--- Start Extracted entries ---
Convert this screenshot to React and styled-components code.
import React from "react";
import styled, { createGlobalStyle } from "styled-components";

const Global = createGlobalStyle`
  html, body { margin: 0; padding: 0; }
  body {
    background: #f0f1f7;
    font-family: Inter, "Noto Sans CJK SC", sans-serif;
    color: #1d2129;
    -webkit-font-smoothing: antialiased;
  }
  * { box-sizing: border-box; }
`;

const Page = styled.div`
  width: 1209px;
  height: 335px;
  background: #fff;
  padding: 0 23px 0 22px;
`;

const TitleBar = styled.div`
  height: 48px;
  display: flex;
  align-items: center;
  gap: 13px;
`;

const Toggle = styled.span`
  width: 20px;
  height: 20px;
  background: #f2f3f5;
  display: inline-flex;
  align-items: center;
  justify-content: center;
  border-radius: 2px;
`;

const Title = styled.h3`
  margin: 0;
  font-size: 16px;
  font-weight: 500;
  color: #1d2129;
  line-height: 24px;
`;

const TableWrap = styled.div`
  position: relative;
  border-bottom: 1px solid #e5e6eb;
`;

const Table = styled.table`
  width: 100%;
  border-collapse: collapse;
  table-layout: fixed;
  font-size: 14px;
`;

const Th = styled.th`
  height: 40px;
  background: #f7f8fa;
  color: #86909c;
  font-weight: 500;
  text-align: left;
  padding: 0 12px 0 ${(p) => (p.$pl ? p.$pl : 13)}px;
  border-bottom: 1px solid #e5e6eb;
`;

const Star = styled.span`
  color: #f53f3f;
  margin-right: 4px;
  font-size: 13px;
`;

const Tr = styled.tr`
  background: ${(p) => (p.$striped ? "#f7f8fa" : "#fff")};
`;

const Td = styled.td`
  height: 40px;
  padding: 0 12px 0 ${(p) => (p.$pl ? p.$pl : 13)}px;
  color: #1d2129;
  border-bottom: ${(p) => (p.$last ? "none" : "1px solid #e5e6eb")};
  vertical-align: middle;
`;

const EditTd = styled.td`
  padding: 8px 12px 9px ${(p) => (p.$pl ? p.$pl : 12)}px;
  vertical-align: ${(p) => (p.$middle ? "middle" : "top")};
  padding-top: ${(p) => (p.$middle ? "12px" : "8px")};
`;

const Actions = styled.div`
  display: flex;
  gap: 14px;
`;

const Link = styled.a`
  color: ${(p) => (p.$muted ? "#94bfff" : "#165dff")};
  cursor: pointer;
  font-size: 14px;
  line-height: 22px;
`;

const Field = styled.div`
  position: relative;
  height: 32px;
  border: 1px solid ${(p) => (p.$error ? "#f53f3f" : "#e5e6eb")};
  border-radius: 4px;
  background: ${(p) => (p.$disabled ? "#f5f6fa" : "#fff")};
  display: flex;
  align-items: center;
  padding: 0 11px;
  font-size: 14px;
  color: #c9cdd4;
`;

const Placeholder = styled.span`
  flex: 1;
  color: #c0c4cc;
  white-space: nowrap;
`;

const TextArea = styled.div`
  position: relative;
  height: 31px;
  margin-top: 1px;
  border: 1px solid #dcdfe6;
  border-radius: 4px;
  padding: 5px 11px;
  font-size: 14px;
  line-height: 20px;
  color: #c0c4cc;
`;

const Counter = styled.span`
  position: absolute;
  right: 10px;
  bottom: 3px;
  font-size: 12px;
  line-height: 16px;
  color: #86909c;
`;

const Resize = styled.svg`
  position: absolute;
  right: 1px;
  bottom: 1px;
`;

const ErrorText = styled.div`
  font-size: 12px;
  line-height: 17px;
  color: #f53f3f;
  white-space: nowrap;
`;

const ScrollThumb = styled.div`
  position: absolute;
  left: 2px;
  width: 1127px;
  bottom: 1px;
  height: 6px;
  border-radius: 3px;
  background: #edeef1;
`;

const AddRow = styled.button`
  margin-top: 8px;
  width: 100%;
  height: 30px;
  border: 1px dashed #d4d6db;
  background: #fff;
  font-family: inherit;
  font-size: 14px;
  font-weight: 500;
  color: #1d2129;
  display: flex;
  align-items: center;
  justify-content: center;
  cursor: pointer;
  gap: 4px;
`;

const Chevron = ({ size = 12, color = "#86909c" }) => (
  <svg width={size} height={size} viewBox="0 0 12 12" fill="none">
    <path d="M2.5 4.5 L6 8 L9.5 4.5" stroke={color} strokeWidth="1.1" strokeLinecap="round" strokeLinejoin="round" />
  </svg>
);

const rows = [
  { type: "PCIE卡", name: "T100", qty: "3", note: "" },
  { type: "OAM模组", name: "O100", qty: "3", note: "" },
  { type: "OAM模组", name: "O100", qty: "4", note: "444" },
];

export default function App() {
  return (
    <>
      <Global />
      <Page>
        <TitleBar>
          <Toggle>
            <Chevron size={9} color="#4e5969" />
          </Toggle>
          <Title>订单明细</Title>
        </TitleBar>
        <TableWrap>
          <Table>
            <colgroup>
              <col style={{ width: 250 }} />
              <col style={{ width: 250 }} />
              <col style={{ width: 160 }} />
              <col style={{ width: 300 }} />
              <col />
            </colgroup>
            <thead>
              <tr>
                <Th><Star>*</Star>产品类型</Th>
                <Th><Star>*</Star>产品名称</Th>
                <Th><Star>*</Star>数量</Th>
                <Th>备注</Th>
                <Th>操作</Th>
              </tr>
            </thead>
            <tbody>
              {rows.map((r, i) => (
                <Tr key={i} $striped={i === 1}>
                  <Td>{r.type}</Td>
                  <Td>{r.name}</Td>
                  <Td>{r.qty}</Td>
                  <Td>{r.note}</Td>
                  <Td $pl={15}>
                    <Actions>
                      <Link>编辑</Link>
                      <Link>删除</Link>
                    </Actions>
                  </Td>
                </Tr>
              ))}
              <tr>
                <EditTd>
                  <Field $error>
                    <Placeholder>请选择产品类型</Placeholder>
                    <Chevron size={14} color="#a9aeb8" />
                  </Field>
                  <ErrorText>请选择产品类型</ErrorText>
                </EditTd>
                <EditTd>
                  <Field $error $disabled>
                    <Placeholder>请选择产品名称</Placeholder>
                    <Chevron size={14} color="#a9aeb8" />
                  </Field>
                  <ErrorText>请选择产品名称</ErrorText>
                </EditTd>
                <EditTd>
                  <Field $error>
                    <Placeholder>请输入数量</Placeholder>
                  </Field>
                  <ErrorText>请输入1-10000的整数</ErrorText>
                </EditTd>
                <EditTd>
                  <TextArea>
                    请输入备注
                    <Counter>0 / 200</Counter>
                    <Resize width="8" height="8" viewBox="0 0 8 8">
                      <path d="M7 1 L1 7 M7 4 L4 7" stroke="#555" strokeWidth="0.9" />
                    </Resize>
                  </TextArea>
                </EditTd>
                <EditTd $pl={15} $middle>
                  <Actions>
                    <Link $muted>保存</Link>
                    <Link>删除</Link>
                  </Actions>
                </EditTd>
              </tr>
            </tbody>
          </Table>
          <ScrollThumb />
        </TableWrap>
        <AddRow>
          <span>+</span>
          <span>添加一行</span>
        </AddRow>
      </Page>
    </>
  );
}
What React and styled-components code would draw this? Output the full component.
--- End Extracted entries ---
> What is being asked
Retype the records above exactly.

> Solution to this problem
Convert this screenshot to React and styled-components code.
import React from "react";
import styled, { createGlobalStyle } from "styled-components";

const Global = createGlobalStyle`
  html, body { margin: 0; padding: 0; }
  body {
    background: #f0f1f7;
    font-family: Inter, "Noto Sans CJK SC", sans-serif;
    color: #1d2129;
    -webkit-font-smoothing: antialiased;
  }
  * { box-sizing: border-box; }
`;

const Page = styled.div`
  width: 1209px;
  height: 335px;
  background: #fff;
  padding: 0 23px 0 22px;
`;

const TitleBar = styled.div`
  height: 48px;
  display: flex;
  align-items: center;
  gap: 13px;
`;

const Toggle = styled.span`
  width: 20px;
  height: 20px;
  background: #f2f3f5;
  display: inline-flex;
  align-items: center;
  justify-content: center;
  border-radius: 2px;
`;

const Title = styled.h3`
  margin: 0;
  font-size: 16px;
  font-weight: 500;
  color: #1d2129;
  line-height: 24px;
`;

const TableWrap = styled.div`
  position: relative;
  border-bottom: 1px solid #e5e6eb;
`;

const Table = styled.table`
  width: 100%;
  border-collapse: collapse;
  table-layout: fixed;
  font-size: 14px;
`;

const Th = styled.th`
  height: 40px;
  background: #f7f8fa;
  color: #86909c;
  font-weight: 500;
  text-align: left;
  padding: 0 12px 0 ${(p) => (p.$pl ? p.$pl : 13)}px;
  border-bottom: 1px solid #e5e6eb;
`;

const Star = styled.span`
  color: #f53f3f;
  margin-right: 4px;
  font-size: 13px;
`;

const Tr = styled.tr`
  background: ${(p) => (p.$striped ? "#f7f8fa" : "#fff")};
`;

const Td = styled.td`
  height: 40px;
  padding: 0 12px 0 ${(p) => (p.$pl ? p.$pl : 13)}px;
  color: #1d2129;
  border-bottom: ${(p) => (p.$last ? "none" : "1px solid #e5e6eb")};
  vertical-align: middle;
`;

const EditTd = styled.td`
  padding: 8px 12px 9px ${(p) => (p.$pl ? p.$pl : 12)}px;
  vertical-align: ${(p) => (p.$middle ? "middle" : "top")};
  padding-top: ${(p) => (p.$middle ? "12px" : "8px")};
`;

const Actions = styled.div`
  display: flex;
  gap: 14px;
`;

const Link = styled.a`
  color: ${(p) => (p.$muted ? "#94bfff" : "#165dff")};
  cursor: pointer;
  font-size: 14px;
  line-height: 22px;
`;

const Field = styled.div`
  position: relative;
  height: 32px;
  border: 1px solid ${(p) => (p.$error ? "#f53f3f" : "#e5e6eb")};
  border-radius: 4px;
  background: ${(p) => (p.$disabled ? "#f5f6fa" : "#fff")};
  display: flex;
  align-items: center;
  padding: 0 11px;
  font-size: 14px;
  color: #c9cdd4;
`;

const Placeholder = styled.span`
  flex: 1;
  color: #c0c4cc;
  white-space: nowrap;
`;

const TextArea = styled.div`
  position: relative;
  height: 31px;
  margin-top: 1px;
  border: 1px solid #dcdfe6;
  border-radius: 4px;
  padding: 5px 11px;
  font-size: 14px;
  line-height: 20px;
  color: #c0c4cc;
`;

const Counter = styled.span`
  position: absolute;
  right: 10px;
  bottom: 3px;
  font-size: 12px;
  line-height: 16px;
  color: #86909c;
`;

const Resize = styled.svg`
  position: absolute;
  right: 1px;
  bottom: 1px;
`;

const ErrorText = styled.div`
  font-size: 12px;
  line-height: 17px;
  color: #f53f3f;
  white-space: nowrap;
`;

const ScrollThumb = styled.div`
  position: absolute;
  left: 2px;
  width: 1127px;
  bottom: 1px;
  height: 6px;
  border-radius: 3px;
  background: #edeef1;
`;

const AddRow = styled.button`
  margin-top: 8px;
  width: 100%;
  height: 30px;
  border: 1px dashed #d4d6db;
  background: #fff;
  font-family: inherit;
  font-size: 14px;
  font-weight: 500;
  color: #1d2129;
  display: flex;
  align-items: center;
  justify-content: center;
  cursor: pointer;
  gap: 4px;
`;

const Chevron = ({ size = 12, color = "#86909c" }) => (
  <svg width={size} height={size} viewBox="0 0 12 12" fill="none">
    <path d="M2.5 4.5 L6 8 L9.5 4.5" stroke={color} strokeWidth="1.1" strokeLinecap="round" strokeLinejoin="round" />
  </svg>
);

const rows = [
  { type: "PCIE卡", name: "T100", qty: "3", note: "" },
  { type: "OAM模组", name: "O100", qty: "3", note: "" },
  { type: "OAM模组", name: "O100", qty: "4", note: "444" },
];

export default function App() {
  return (
    <>
      <Global />
      <Page>
        <TitleBar>
          <Toggle>
            <Chevron size={9} color="#4e5969" />
          </Toggle>
          <Title>订单明细</Title>
        </TitleBar>
        <TableWrap>
          <Table>
            <colgroup>
              <col style={{ width: 250 }} />
              <col style={{ width: 250 }} />
              <col style={{ width: 160 }} />
              <col style={{ width: 300 }} />
              <col />
            </colgroup>
            <thead>
              <tr>
                <Th><Star>*</Star>产品类型</Th>
                <Th><Star>*</Star>产品名称</Th>
                <Th><Star>*</Star>数量</Th>
                <Th>备注</Th>
                <Th>操作</Th>
              </tr>
            </thead>
            <tbody>
              {rows.map((r, i) => (
                <Tr key={i} $striped={i === 1}>
                  <Td>{r.type}</Td>
                  <Td>{r.name}</Td>
                  <Td>{r.qty}</Td>
                  <Td>{r.note}</Td>
                  <Td $pl={15}>
                    <Actions>
                      <Link>编辑</Link>
                      <Link>删除</Link>
                    </Actions>
                  </Td>
                </Tr>
              ))}
              <tr>
                <EditTd>
                  <Field $error>
                    <Placeholder>请选择产品类型</Placeholder>
                    <Chevron size={14} color="#a9aeb8" />
                  </Field>
                  <ErrorText>请选择产品类型</ErrorText>
                </EditTd>
                <EditTd>
                  <Field $error $disabled>
                    <Placeholder>请选择产品名称</Placeholder>
                    <Chevron size={14} color="#a9aeb8" />
                  </Field>
                  <ErrorText>请选择产品名称</ErrorText>
                </EditTd>
                <EditTd>
                  <Field $error>
                    <Placeholder>请输入数量</Placeholder>
                  </Field>
                  <ErrorText>请输入1-10000的整数</ErrorText>
                </EditTd>
                <EditTd>
                  <TextArea>
                    请输入备注
                    <Counter>0 / 200</Counter>
                    <Resize width="8" height="8" viewBox="0 0 8 8">
                      <path d="M7 1 L1 7 M7 4 L4 7" stroke="#555" strokeWidth="0.9" />
                    </Resize>
                  </TextArea>
                </EditTd>
                <EditTd $pl={15} $middle>
                  <Actions>
                    <Link $muted>保存</Link>
                    <Link>删除</Link>
                  </Actions>
                </EditTd>
              </tr>
            </tbody>
          </Table>
          <ScrollThumb />
        </TableWrap>
        <AddRow>
          <span>+</span>
          <span>添加一行</span>
        </AddRow>
      </Page>
    </>
  );
}
What React and styled-components code would draw this? Output the full component.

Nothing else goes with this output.